Human needs and human gratifications have the habit of getting confused in our minds. Many find it difficult to disentangle them. The problem for many is that some forms of gratification have become made respectable because they are practised by people we look up to. We may perhaps see nothing wrong when a bully is in full flow because we have been conditioned to think of hierarchical authority as being always legitimate. The use of the cane in schools of yesteryear seemed normal at the time because those of us who were witnesses of it could not contemplate the dimension of base gratification being felt by those wielding the stick. In the same way we still find it hard to challenge the motivation of those who act unjustly in disciplinary matters, even within our churches.
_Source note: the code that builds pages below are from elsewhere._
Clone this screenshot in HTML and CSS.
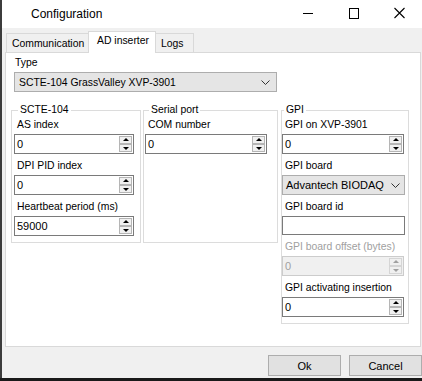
FILE: index.html
```html
<!DOCTYPE html>
<html lang="en">
<head>
    <meta charset="UTF-8">
    <title>Configuration</title>
    <link rel="stylesheet" href="styles.css">
</head>
<body>
    <div class="window">
        <div class="titlebar">
            <span class="title">Configuration</span>
            <div class="controls">
                <svg class="ctl" width="46" height="28" viewBox="0 0 46 28"><path d="M18 13.5h10" stroke="#000" stroke-width="1"/></svg>
                <svg class="ctl" width="46" height="28" viewBox="0 0 46 28"><rect x="18.5" y="8.5" width="9" height="10" fill="none" stroke="#000" stroke-width="1"/></svg>
                <svg class="ctl" width="46" height="28" viewBox="0 0 46 28"><path d="M17.5 8l10 10M27.5 8l-10 10" stroke="#000" stroke-width="1.1"/></svg>
            </div>
        </div>

        <div class="tabs">
            <div class="tab tab-comm">Communication</div>
            <div class="tab tab-active">AD inserter</div>
            <div class="tab tab-logs">Logs</div>
        </div>

        <div class="panel">
            <div class="type-field">
                <div class="label">Type</div>
                <div class="combo combo-type">
                    <span>SCTE-104 GrassValley XVP-3901</span>
                    <svg width="9" height="5" viewBox="0 0 9 5"><path d="M0.5 0.5l4 4 4-4" fill="none" stroke="#333" stroke-width="1"/></svg>
                </div>
            </div>

            <div class="groups">
                <div class="groups-left">
                    <fieldset class="group group-scte">
                        <legend>SCTE-104</legend>
                        <div class="field">
                            <div class="label">AS index</div>
                            <div class="spin"><span>0</span><div class="spin-btns"><i class="up"></i><i class="down"></i></div></div>
                        </div>
                        <div class="field">
                            <div class="label">DPI PID index</div>
                            <div class="spin"><span>0</span><div class="spin-btns"><i class="up"></i><i class="down"></i></div></div>
                        </div>
                        <div class="field">
                            <div class="label">Heartbeat period (ms)</div>
                            <div class="spin"><span>59000</span><div class="spin-btns"><i class="up"></i><i class="down"></i></div></div>
                        </div>
                    </fieldset>
                    <fieldset class="group group-serial">
                        <legend>Serial port</legend>
                        <div class="field">
                            <div class="label">COM number</div>
                            <div class="spin wide"><span>0</span><div class="spin-btns"><i class="up"></i><i class="down"></i></div></div>
                        </div>
                    </fieldset>
                </div>
                <fieldset class="group group-gpi">
                    <legend>GPI</legend>
                    <div class="field">
                        <div class="label">GPI on XVP-3901</div>
                        <div class="spin wide"><span>0</span><div class="spin-btns"><i class="up"></i><i class="down"></i></div></div>
                    </div>
                    <div class="field">
                        <div class="label">GPI board</div>
                        <div class="combo combo-gpi">
                            <span>Advantech BIODAQ</span>
                            <svg width="9" height="5" viewBox="0 0 9 5"><path d="M0.5 0.5l4 4 4-4" fill="none" stroke="#333" stroke-width="1"/></svg>
                        </div>
                    </div>
                    <div class="field">
                        <div class="label">GPI board id</div>
                        <div class="textbox"></div>
                    </div>
                    <div class="field disabled">
                        <div class="label">GPI board offset (bytes)</div>
                        <div class="spin wide"><span>0</span><div class="spin-btns"><i class="up"></i><i class="down"></i></div></div>
                    </div>
                    <div class="field">
                        <div class="label">GPI activating insertion</div>
                        <div class="spin wide"><span>0</span><div class="spin-btns"><i class="up"></i><i class="down"></i></div></div>
                    </div>
                </fieldset>
            </div>
        </div>

        <div class="footer">
            <button class="btn">Ok</button>
            <button class="btn">Cancel</button>
        </div>
    </div>
</body>
</html>
```

FILE: styles.css
```css
body {
    margin: 0;
    background-color: #1a1a1a;
    font-family: "Liberation Sans", Arial, sans-serif;
    font-size: 10.4px;
    color: #000;
}
.window {
    width: 420px;
    height: 378px;
    border-left: 2px solid #3c3c3c;
    background-color: #f0f0f0;
    display: flex;
    flex-direction: column;
}
.titlebar {
    height: 28px;
    background-color: #fff;
    display: flex;
    align-items: center;
    justify-content: space-between;
}
.title {
    font-size: 12px;
    margin-left: 29px;
    margin-top: -1px;
}
.controls {
    display: flex;
    margin-right: -1px;
}
.ctl {
    display: block;
}
.tabs {
    height: 24px;
    display: flex;
    align-items: flex-end;
    padding-left: 4px;
    position: relative;
    z-index: 1;
}
.tab {
    height: 19px;
    line-height: 19px;
    box-sizing: border-box;
    border: 1px solid #d9d9d9;
    border-bottom: none;
    background-color: #f0f0f0;
    padding-left: 5px;
}
.tab-comm {
    width: 83px;
}
.tab-active {
    width: 68px;
    height: 22px;
    line-height: 17px;
    background-color: #fff;
    padding-left: 8px;
    margin-left: -1px;
    margin-bottom: -1px;
}
.tab-logs {
    width: 39px;
    margin-left: -1px;
}
.panel {
    flex: 1;
    margin: 0 1px 0 3px;
    border: 1px solid #d9d9d9;
    background-color: #fff;
    padding: 3px 0 0 5px;
}
.label {
    line-height: 14px;
    margin-bottom: 2px;
    padding-left: 3px;
    white-space: nowrap;
}
.type-field {
    margin-left: 3px;
}
.type-field .label {
    padding-left: 1px;
}
.combo {
    height: 20px;
    box-sizing: border-box;
    border: 1px solid #adadad;
    background-color: #e5e5e5;
    display: flex;
    align-items: center;
    justify-content: space-between;
    padding: 0 6px 0 4px;
}
.combo-type {
    width: 263px;
}
.combo-gpi {
    width: 123px;
    padding: 0 4px 0 3px;
    font-size: 11px;
}
.groups {
    display: flex;
    align-items: flex-start;
    margin-top: 11px;
}
.groups-left {
    display: flex;
    gap: 2px;
}
.group {
    margin: 0;
    border: 1px solid #dcdcdc;
    padding: 1px 2px 1px 2px;
    min-width: 0;
}
.group legend {
    line-height: 14px;
    padding: 0 2px;
    margin-left: 4px;
}
.group-scte {
    width: 130px;
    box-sizing: border-box;
}
.group-serial {
    width: 135px;
    box-sizing: border-box;
    padding-left: 1px;
}
.group-gpi {
    width: 128px;
    box-sizing: border-box;
    margin-left: 3px;
    padding-left: 0;
}
.group-gpi legend {
    margin-left: 2px;
}
.field {
    margin-bottom: 5px;
}
.spin {
    width: 120px;
    height: 20px;
    box-sizing: border-box;
    border: 1px solid #7a7a7a;
    background-color: #fff;
    display: flex;
    align-items: center;
    justify-content: space-between;
    padding: 0 1px 0 2px;
    font-size: 11px;
}
.spin.wide {
    width: 122px;
}
.spin-btns {
    display: flex;
    flex-direction: column;
}
.spin-btns i {
    display: block;
    width: 13px;
    height: 8px;
    box-sizing: border-box;
    border: 1px solid #b5b5b5;
    background-color: #f0f0f0;
    position: relative;
}
.spin-btns i::after {
    content: "";
    position: absolute;
    left: 3px;
    top: 1px;
    border-left: 3px solid transparent;
    border-right: 3px solid transparent;
}
.spin-btns .up::after {
    border-bottom: 3px solid #000;
}
.spin-btns .down::after {
    border-top: 3px solid #000;
    top: 2px;
}
.textbox {
    width: 123px;
    height: 19px;
    box-sizing: border-box;
    border: 1px solid #7a7a7a;
    background-color: #fff;
}
.disabled .label {
    color: #a0a0a0;
}
.disabled .spin {
    background-color: #f0f0f0;
    border-color: #cccccc;
    color: #a0a0a0;
}
.disabled .spin-btns i {
    border-color: #d5d5d5;
}
.disabled .spin-btns .up::after {
    border-bottom-color: #a0a0a0;
}
.disabled .spin-btns .down::after {
    border-top-color: #a0a0a0;
}
.footer {
    height: 31px;
    display: flex;
    justify-content: flex-end;
    align-items: flex-start;
    gap: 8px;
    padding-top: 8px;
    box-sizing: border-box;
}
.btn {
    width: 73px;
    height: 21px;
    border: 1px solid #adadad;
    background-color: #e1e1e1;
    font-family: "Liberation Sans", Arial, sans-serif;
    font-size: 11px;
    color: #000;
    padding: 0;
}
```
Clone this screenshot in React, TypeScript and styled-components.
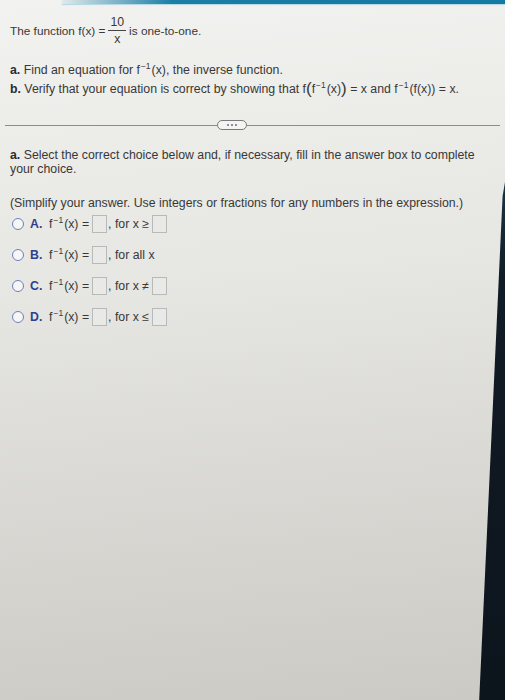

Are they meeting their own psychological needs by administering such power/punishment or is there some other process going on? Disentangling motives for action is quite a hard thing to do, but perhaps what is more serious is the refusal ever to scrutinise these motives for doing the things we do, whether or not from a position of responsibility. We all need to be able to recognise that the person who is put in a position of authority and power, may be simultaneously abusing that authority for reasons of satisfying a base need for gratification, and this has nothing to do with goodness and justice.
It’s the blind leading the blind. Clergy training will have some college tuition with a little management theory added in, but mostly it’s on-the-job training with older (sometimes decades older) incumbents just repeating the mistakes they learned at the hands of their trainers.
To be fair other professions don’t have a great deal of management training either with which you would hope their trainees might learn about how damaging bullying is. My first profession had bullying embedded in it as a technique for keeping you on your toes. Bullying was modelled and affirmed. Perhaps this happens in the Church too?
I don’t see a mechanism for changing the Church because its organisational authority is so (deliberately) diffuse. What will have an influence, although nowhere quickly enough, is the decline in numbers being attracted towards training and the increasing awareness of younger generations to the unacceptability of bullying in the workplace. Horrifying secrets of people’s Church experiences are regularly publicised. I expect there’s a “rate my vicar dot com” somewhere.
Maslow’s ideas are not a complete theory, but certainly a useful model to start thinking about how other people tick. The idea of understanding people, not to exploit them, but to enable them to get the best out of themselves in the service of the Organization, would be a great starting point. Even this would tax many I’ve met in senior leadership.
The current demographic is a shortage of people for the vacancies available. It’s a “sellers’ market”. So unless the Church finds a way to act together and raise its game, in terms of its working environment for people, it’s not going to have a future.